Exercise instructions> Provide an exact copy of the data, excluding the images.

(begin)

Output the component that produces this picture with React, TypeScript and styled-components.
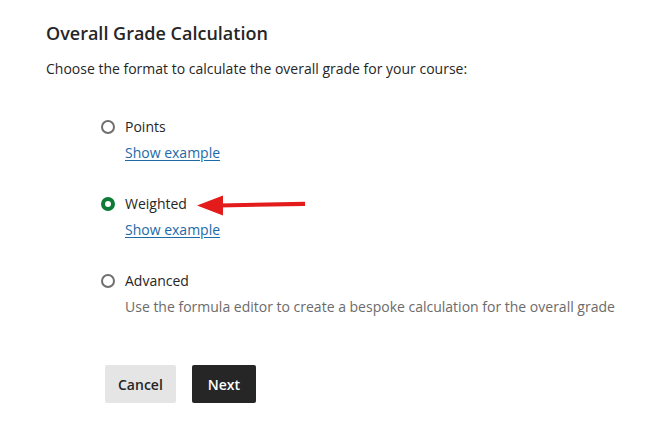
import React, { useState } from 'react';
import styled, { createGlobalStyle } from 'styled-components';

const GlobalStyle = createGlobalStyle`
  html, body {
    margin: 0;
    padding: 0;
    background: #fff;
  }
  body {
    font-family: "Open Sans", "Liberation Sans", sans-serif;
    color: #262626;
  }
`;

type Option = {
  id: string;
  label: string;
  example?: boolean;
  description?: string;
};

const OPTIONS: Option[] = [
  { id: 'points', label: 'Points', example: true },
  { id: 'weighted', label: 'Weighted', example: true },
  {
    id: 'advanced',
    label: 'Advanced',
    description: 'Use the formula editor to create a bespoke calculation for the overall grade',
  },
];

const Arrow = () => (
  <ArrowSvg width="108" height="22" viewBox="0 0 108 22">
    <path d="M22 9.4 L108 7.8 L108 12 L22 13.4 Z" fill="#e31b1b" />
    <path d="M0 11.5 L26 1.5 L26 21.5 Z" fill="#e31b1b" />
  </ArrowSvg>
);

const App = () => {
  const [selected, setSelected] = useState('weighted');

  return (
    <>
      <GlobalStyle />
      <Page>
        <Title>Overall Grade Calculation</Title>
        <Intro>Choose the format to calculate the overall grade for your course:</Intro>

        <OptionList>
          {OPTIONS.map((opt) => (
            <OptionItem key={opt.id}>
              <OptionRow onClick={() => setSelected(opt.id)}>
                <Radio checked={selected === opt.id} />
                <Label>{opt.label}</Label>
                {opt.id === 'weighted' && <Arrow />}
              </OptionRow>
              {opt.example && <ExampleLink href="#">Show example</ExampleLink>}
              {opt.description && <Description>{opt.description}</Description>}
            </OptionItem>
          ))}
        </OptionList>

        <Actions>
          <Button>Cancel</Button>
          <Button primary>Next</Button>
        </Actions>
      </Page>
    </>
  );
};

const Page = styled.div`
  padding: 21px 0 0 46px;
`;

const Title = styled.h1`
  margin: 0;
  font-size: 18px;
  font-weight: 600;
  line-height: 24px;
  color: #262626;
`;

const Intro = styled.p`
  margin: 14px 0 0;
  font-size: 14px;
  line-height: 20px;
  color: #262626;
`;

const OptionList = styled.div`
  display: flex;
  flex-direction: column;
  gap: 31px;
  margin: 38px 0 0 55px;
`;

const OptionItem = styled.div`
  display: flex;
  flex-direction: column;
  gap: 6px;
`;

const OptionRow = styled.label`
  display: flex;
  align-items: center;
  gap: 10px;
  height: 20px;
  cursor: pointer;
`;

const Radio = styled.span<{ checked: boolean }>`
  box-sizing: border-box;
  width: 14px;
  height: 14px;
  border-radius: 50%;
  border: ${(p) => (p.checked ? '4.5px solid #0e7a38' : '2px solid #6f6f6f')};
  background: #fff;
  flex: none;
`;

const Label = styled.span`
  font-size: 14px;
  line-height: 20px;
  color: #262626;
`;

const ArrowSvg = styled.svg`
  margin-left: 0;
  margin-top: 2px;
  flex: none;
`;

const ExampleLink = styled.a`
  margin-left: 24px;
  font-size: 14px;
  line-height: 20px;
  color: #1c6aa8;
  text-decoration: underline;
  text-underline-offset: 2px;
  align-self: flex-start;
`;

const Description = styled.p`
  margin: 0 0 0 24px;
  font-size: 14px;
  line-height: 20px;
  color: #6b6b6b;
`;

const Actions = styled.div`
  display: flex;
  gap: 16px;
  margin: 48px 0 0 59px;
`;

const Button = styled.button<{ primary?: boolean }>`
  height: 38px;
  border: none;
  border-radius: 2px;
  font-family: "Open Sans", "Liberation Sans", sans-serif;
  font-size: 14px;
  font-weight: 600;
  background: ${(p) => (p.primary ? '#262626' : '#e5e5e5')};
  color: ${(p) => (p.primary ? '#fff' : '#262626')};
  padding: ${(p) => (p.primary ? '0 16px' : '0 13px')};
  cursor: pointer;
`;

export default App;
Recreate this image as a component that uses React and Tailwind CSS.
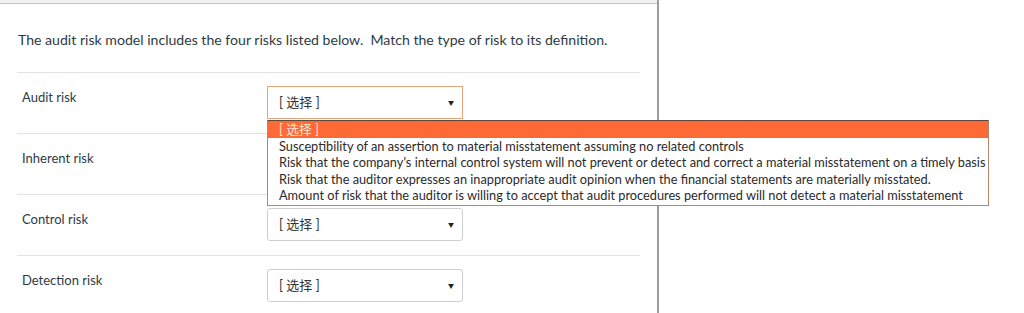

(end)

Finished exercise>
Output the component that produces this picture with React, TypeScript and styled-components.
import React, { useState } from 'react';
import styled, { createGlobalStyle } from 'styled-components';

const GlobalStyle = createGlobalStyle`
  html, body {
    margin: 0;
    padding: 0;
    background: #fff;
  }
  body {
    font-family: "Open Sans", "Liberation Sans", sans-serif;
    color: #262626;
  }
`;

type Option = {
  id: string;
  label: string;
  example?: boolean;
  description?: string;
};

const OPTIONS: Option[] = [
  { id: 'points', label: 'Points', example: true },
  { id: 'weighted', label: 'Weighted', example: true },
  {
    id: 'advanced',
    label: 'Advanced',
    description: 'Use the formula editor to create a bespoke calculation for the overall grade',
  },
];

const Arrow = () => (
  <ArrowSvg width="108" height="22" viewBox="0 0 108 22">
    <path d="M22 9.4 L108 7.8 L108 12 L22 13.4 Z" fill="#e31b1b" />
    <path d="M0 11.5 L26 1.5 L26 21.5 Z" fill="#e31b1b" />
  </ArrowSvg>
);

const App = () => {
  const [selected, setSelected] = useState('weighted');

  return (
    <>
      <GlobalStyle />
      <Page>
        <Title>Overall Grade Calculation</Title>
        <Intro>Choose the format to calculate the overall grade for your course:</Intro>

        <OptionList>
          {OPTIONS.map((opt) => (
            <OptionItem key={opt.id}>
              <OptionRow onClick={() => setSelected(opt.id)}>
                <Radio checked={selected === opt.id} />
                <Label>{opt.label}</Label>
                {opt.id === 'weighted' && <Arrow />}
              </OptionRow>
              {opt.example && <ExampleLink href="#">Show example</ExampleLink>}
              {opt.description && <Description>{opt.description}</Description>}
            </OptionItem>
          ))}
        </OptionList>

        <Actions>
          <Button>Cancel</Button>
          <Button primary>Next</Button>
        </Actions>
      </Page>
    </>
  );
};

const Page = styled.div`
  padding: 21px 0 0 46px;
`;

const Title = styled.h1`
  margin: 0;
  font-size: 18px;
  font-weight: 600;
  line-height: 24px;
  color: #262626;
`;

const Intro = styled.p`
  margin: 14px 0 0;
  font-size: 14px;
  line-height: 20px;
  color: #262626;
`;

const OptionList = styled.div`
  display: flex;
  flex-direction: column;
  gap: 31px;
  margin: 38px 0 0 55px;
`;

const OptionItem = styled.div`
  display: flex;
  flex-direction: column;
  gap: 6px;
`;

const OptionRow = styled.label`
  display: flex;
  align-items: center;
  gap: 10px;
  height: 20px;
  cursor: pointer;
`;

const Radio = styled.span<{ checked: boolean }>`
  box-sizing: border-box;
  width: 14px;
  height: 14px;
  border-radius: 50%;
  border: ${(p) => (p.checked ? '4.5px solid #0e7a38' : '2px solid #6f6f6f')};
  background: #fff;
  flex: none;
`;

const Label = styled.span`
  font-size: 14px;
  line-height: 20px;
  color: #262626;
`;

const ArrowSvg = styled.svg`
  margin-left: 0;
  margin-top: 2px;
  flex: none;
`;

const ExampleLink = styled.a`
  margin-left: 24px;
  font-size: 14px;
  line-height: 20px;
  color: #1c6aa8;
  text-decoration: underline;
  text-underline-offset: 2px;
  align-self: flex-start;
`;

const Description = styled.p`
  margin: 0 0 0 24px;
  font-size: 14px;
  line-height: 20px;
  color: #6b6b6b;
`;

const Actions = styled.div`
  display: flex;
  gap: 16px;
  margin: 48px 0 0 59px;
`;

const Button = styled.button<{ primary?: boolean }>`
  height: 38px;
  border: none;
  border-radius: 2px;
  font-family: "Open Sans", "Liberation Sans", sans-serif;
  font-size: 14px;
  font-weight: 600;
  background: ${(p) => (p.primary ? '#262626' : '#e5e5e5')};
  color: ${(p) => (p.primary ? '#fff' : '#262626')};
  padding: ${(p) => (p.primary ? '0 16px' : '0 13px')};
  cursor: pointer;
`;

export default App;
Recreate this image as a component that uses React and Tailwind CSS.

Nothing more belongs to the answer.